What follows below is primarily an overview of the new Plan so that you can judge for yourself whether it fairly represents the general views and aspirations of the broad public.  I believe it does, far better than the 2014 Plan it replaced.  But what is important is whether you and your many neighbors share this assessment, and can support the new Plan’s general direction.  Now more than ever I invite and encourage your feedback (davidwrobinsonblog@gmail.com).

Following this review of the 2022 Plan, I’ll address some questions and criticisms I’ve heard, explaining why, because of a compelling public purpose, Council needed to act quickly the way we did.

Background of the Comprehensive Plan

The Comprehensive Plan (the “Plan”) is the City’s central land-use planning document.  The Plan is intended to guide prospective developers regarding the City’s current thinking about what types of development are desirable in the different areas of the city, and, as a consequence, what type of development proposal is most likely to receive eventual approval.  Further, the Plan—in subordinate relationship to our City Code (zoning, etc.), and augmented by our Design Guidelines—serves to guide city staff, the Municipal Planning Commission (MPC), and City Council itself, in evaluating proposals that have been submitted to the City.  In sum, the Plan plays a key role in establishing the contours of what is desirable and possible within Worthington.  It has had, and will have, a significant role in determining development considerations at UMCH.

The Comprehensive Plan includes a specific section for the “United Methodist Children’s Home Focus Area.”  In 2014, this section of the Plan was updated (from the previous 2005 version), by City Council Resolution, effective immediately, following a process led by urban design consulting firm MKSK.  The 2014 Plan, written by MKSK, proposed a high-density mixed-use outcome at UMCH, consistent with the new-urbanism model that was popular within the development industry at that time.
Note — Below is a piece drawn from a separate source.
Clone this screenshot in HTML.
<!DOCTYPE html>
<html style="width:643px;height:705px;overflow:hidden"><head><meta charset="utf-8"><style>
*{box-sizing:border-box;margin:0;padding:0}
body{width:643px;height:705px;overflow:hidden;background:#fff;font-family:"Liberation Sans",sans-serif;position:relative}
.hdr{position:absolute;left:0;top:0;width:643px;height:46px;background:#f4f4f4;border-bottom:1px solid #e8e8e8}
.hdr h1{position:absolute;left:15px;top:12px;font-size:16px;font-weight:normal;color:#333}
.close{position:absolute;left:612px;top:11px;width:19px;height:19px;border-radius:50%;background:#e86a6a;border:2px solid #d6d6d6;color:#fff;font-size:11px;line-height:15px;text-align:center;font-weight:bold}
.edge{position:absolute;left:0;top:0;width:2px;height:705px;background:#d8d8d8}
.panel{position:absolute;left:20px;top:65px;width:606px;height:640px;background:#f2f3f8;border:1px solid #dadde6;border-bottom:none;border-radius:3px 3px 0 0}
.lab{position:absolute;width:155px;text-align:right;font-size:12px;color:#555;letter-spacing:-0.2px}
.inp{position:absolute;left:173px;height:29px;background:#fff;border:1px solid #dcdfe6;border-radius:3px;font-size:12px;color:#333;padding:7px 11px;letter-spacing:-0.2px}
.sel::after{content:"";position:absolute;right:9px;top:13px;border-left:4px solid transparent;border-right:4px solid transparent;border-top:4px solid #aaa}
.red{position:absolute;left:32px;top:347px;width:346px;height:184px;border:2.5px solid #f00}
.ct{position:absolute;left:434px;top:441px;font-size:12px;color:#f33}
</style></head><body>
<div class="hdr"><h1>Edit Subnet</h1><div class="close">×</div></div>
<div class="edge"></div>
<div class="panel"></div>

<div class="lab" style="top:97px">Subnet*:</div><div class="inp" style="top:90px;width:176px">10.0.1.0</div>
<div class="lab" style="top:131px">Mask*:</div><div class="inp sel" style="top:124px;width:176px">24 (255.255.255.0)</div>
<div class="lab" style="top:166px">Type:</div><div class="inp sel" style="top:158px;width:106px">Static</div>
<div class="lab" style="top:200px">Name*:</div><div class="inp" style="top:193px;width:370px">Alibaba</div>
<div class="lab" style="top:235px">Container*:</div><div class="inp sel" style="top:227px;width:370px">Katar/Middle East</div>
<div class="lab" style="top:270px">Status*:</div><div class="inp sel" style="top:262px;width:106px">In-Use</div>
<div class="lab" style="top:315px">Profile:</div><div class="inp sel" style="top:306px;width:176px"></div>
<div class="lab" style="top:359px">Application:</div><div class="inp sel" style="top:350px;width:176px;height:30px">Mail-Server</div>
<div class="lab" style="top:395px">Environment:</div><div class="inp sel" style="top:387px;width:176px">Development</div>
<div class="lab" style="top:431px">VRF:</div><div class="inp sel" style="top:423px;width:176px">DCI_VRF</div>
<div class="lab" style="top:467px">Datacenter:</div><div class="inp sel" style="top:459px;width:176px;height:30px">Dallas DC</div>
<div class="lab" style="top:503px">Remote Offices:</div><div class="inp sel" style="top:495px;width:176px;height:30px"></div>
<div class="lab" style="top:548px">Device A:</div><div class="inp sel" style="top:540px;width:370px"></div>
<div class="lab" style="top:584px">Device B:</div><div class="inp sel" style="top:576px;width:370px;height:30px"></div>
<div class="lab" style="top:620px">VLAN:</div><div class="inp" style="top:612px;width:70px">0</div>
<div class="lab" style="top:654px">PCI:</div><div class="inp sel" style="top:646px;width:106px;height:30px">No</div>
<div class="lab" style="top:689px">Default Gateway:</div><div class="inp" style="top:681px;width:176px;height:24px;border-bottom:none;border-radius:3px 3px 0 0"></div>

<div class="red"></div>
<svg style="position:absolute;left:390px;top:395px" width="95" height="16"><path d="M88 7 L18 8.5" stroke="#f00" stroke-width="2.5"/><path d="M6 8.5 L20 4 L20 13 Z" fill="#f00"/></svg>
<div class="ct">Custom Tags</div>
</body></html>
Since the adoption of this 2014 Plan update, Lifestyle Communities has presented three versions of a high-density development at UMCH. These included roughly 500 residential units (in 2015), 700 units (in 2020), and 600 units (in 2021).  Throughout, Lifestyle made frequent references to the 2014 Plan as implicit validation of their own proposals. [Note: the 2015 Lifestyle plan, though not a formal proposal, was previewed at a public meeting of the MPC at the WEC, attended by several hundred Worthingtonians; the 2020 and 2021 plans were formal proposals submitted to the City, and reviewed through our normal regulatory processes involving staff, the MPC, and Council itself].
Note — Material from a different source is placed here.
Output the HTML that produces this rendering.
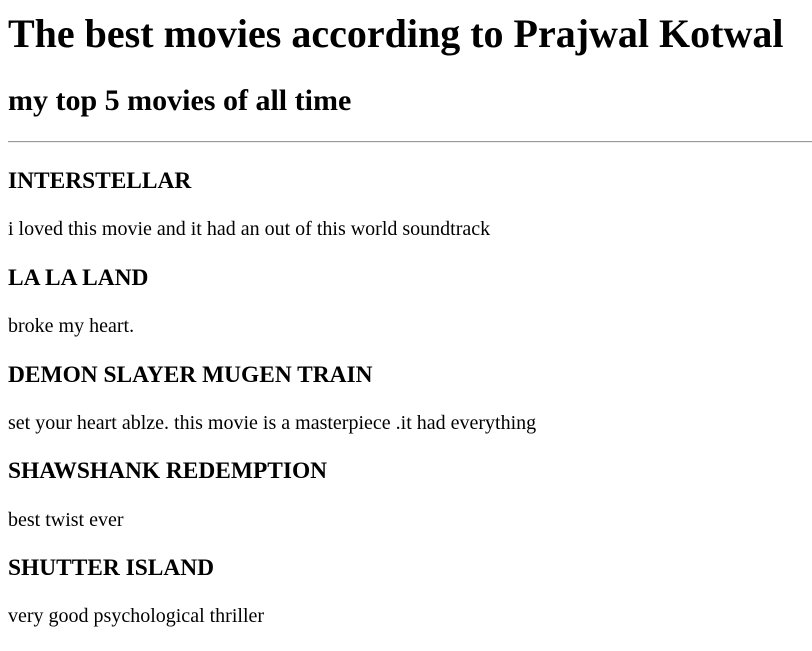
<!DOCTYPE html>
<html><head><meta charset="utf-8"><style>
html,body{margin:0;padding:0;background:#fff;width:812px;height:651px;overflow:hidden;}
body{position:relative;font-family:"Liberation Serif","Times New Roman",serif;color:#000;}
.t{position:absolute;left:8px;margin:0;line-height:1;white-space:nowrap;}
.h1{font-size:40px;font-weight:bold;}
.h2{font-size:30px;font-weight:bold;}
.h3{font-size:23.4px;font-weight:bold;}
.p{font-size:20px;}
.hr{position:absolute;left:8px;right:0;top:141px;height:0;border-top:1px solid #9a9a9a;border-bottom:1px solid #eee;}
</style></head><body>
<div class="t h1" style="top:14px">The best movies according to Prajwal Kotwal</div>
<div class="t h2" style="top:86px">my top 5 movies of all time</div>
<div class="hr"></div>
<div class="t h3" style="top:170px">INTERSTELLAR</div>
<div class="t p" style="top:219px">i loved this movie and it had an out of this world soundtrack</div>
<div class="t h3" style="top:267px">LA LA LAND</div>
<div class="t p" style="top:316px">broke my heart.</div>
<div class="t h3" style="top:364px">DEMON SLAYER MUGEN TRAIN</div>
<div class="t p" style="top:413px">set your heart ablze. this movie is a masterpiece .it had everything</div>
<div class="t h3" style="top:460px">SHAWSHANK REDEMPTION</div>
<div class="t p" style="top:510px">best twist ever</div>
<div class="t h3" style="top:557px">SHUTTER ISLAND</div>
<div class="t p" style="top:606px">very good psychological thriller</div>
</body></html>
So that is a bit of the nature and history of the “United Methodist Children’s Home Focus Area” section of the Comprehensive Plan.  It was this section, and only this section, that was updated by City Council Resolution on Tuesday, January 18, 2022.
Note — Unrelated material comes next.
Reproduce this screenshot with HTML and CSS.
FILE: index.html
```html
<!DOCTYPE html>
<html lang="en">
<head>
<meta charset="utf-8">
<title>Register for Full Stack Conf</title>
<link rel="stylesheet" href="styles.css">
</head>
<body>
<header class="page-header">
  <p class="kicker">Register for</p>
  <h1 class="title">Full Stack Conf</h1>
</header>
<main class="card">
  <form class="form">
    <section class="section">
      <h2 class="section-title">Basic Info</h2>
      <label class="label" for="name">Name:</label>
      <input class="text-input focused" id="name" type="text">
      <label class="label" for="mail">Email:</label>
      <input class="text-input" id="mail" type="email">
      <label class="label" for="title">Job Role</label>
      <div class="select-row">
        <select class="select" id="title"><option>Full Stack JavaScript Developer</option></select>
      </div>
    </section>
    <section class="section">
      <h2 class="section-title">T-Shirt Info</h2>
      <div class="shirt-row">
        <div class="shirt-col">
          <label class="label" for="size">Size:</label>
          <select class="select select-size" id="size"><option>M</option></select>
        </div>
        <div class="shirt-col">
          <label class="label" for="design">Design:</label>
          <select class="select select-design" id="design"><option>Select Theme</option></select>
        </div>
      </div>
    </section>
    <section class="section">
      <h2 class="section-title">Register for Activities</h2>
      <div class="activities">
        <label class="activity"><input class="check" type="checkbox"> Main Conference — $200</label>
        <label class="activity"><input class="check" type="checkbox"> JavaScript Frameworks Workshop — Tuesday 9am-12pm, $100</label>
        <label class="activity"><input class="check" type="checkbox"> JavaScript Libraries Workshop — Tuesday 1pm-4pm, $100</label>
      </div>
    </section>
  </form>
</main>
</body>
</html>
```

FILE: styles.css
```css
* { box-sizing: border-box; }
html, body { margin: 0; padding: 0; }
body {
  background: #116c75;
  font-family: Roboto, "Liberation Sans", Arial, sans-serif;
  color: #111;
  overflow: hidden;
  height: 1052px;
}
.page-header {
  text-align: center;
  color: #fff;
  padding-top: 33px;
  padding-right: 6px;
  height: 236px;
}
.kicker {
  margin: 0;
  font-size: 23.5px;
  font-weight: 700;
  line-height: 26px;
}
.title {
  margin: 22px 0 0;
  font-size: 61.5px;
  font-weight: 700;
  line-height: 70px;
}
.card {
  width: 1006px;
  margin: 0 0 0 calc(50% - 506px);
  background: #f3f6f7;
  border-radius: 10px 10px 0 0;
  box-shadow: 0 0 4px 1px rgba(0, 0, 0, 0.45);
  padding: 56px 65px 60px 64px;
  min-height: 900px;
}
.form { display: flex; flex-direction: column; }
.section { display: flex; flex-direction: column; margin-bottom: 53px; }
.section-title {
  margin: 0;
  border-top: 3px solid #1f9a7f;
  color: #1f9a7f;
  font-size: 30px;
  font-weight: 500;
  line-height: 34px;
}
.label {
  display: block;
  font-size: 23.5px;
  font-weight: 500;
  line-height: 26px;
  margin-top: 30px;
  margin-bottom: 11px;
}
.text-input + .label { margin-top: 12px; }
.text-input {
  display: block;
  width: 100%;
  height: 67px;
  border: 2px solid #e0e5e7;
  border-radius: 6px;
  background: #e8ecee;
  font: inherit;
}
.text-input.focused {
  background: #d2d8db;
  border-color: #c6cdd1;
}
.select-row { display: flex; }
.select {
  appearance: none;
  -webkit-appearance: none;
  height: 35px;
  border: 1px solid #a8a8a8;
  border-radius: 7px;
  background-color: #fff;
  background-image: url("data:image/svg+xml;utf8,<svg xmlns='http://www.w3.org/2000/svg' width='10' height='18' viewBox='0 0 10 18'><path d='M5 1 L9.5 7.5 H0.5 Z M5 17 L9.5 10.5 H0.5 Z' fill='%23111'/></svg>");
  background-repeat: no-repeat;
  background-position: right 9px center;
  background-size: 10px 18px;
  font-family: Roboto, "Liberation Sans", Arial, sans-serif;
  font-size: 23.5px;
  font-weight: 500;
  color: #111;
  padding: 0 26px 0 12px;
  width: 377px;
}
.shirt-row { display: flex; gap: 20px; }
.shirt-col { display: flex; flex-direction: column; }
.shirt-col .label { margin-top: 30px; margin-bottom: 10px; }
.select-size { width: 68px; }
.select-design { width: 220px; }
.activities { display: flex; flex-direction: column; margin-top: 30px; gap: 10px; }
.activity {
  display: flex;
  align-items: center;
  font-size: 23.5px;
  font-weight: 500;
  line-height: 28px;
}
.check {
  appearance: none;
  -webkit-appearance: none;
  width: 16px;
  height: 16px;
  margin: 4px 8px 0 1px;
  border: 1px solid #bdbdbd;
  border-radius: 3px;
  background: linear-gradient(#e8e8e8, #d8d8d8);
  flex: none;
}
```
General Principles of the new update

The new update is based on the views and values of the broad public, as we have heard them voiced many, many times over the last 10 years—through countless meetings, many hundreds of letters and testimonials, and well over a thousand petition signatures.  The new update is straightforward in its expression of general principles and broad parameters.  The language both endorses and constrains, and is flexible enough to accommodate a wide range of viewpoints for future discussion, deliberation, and decision-making.

There are four basic principles at the heart of the new update.

The first two principles state that we should think comprehensively and long-term:

  • It is important that the development of the property be considered and executed holistically, as an integrated whole.
  • Because of its size and central location, this undeveloped land represents a singular opportunity for the City of Worthington to develop the property in a manner that is extraordinary and that serves the long-term interests of the community.  As an historic community, it is natural and appropriate for the City and its residents to think in this way.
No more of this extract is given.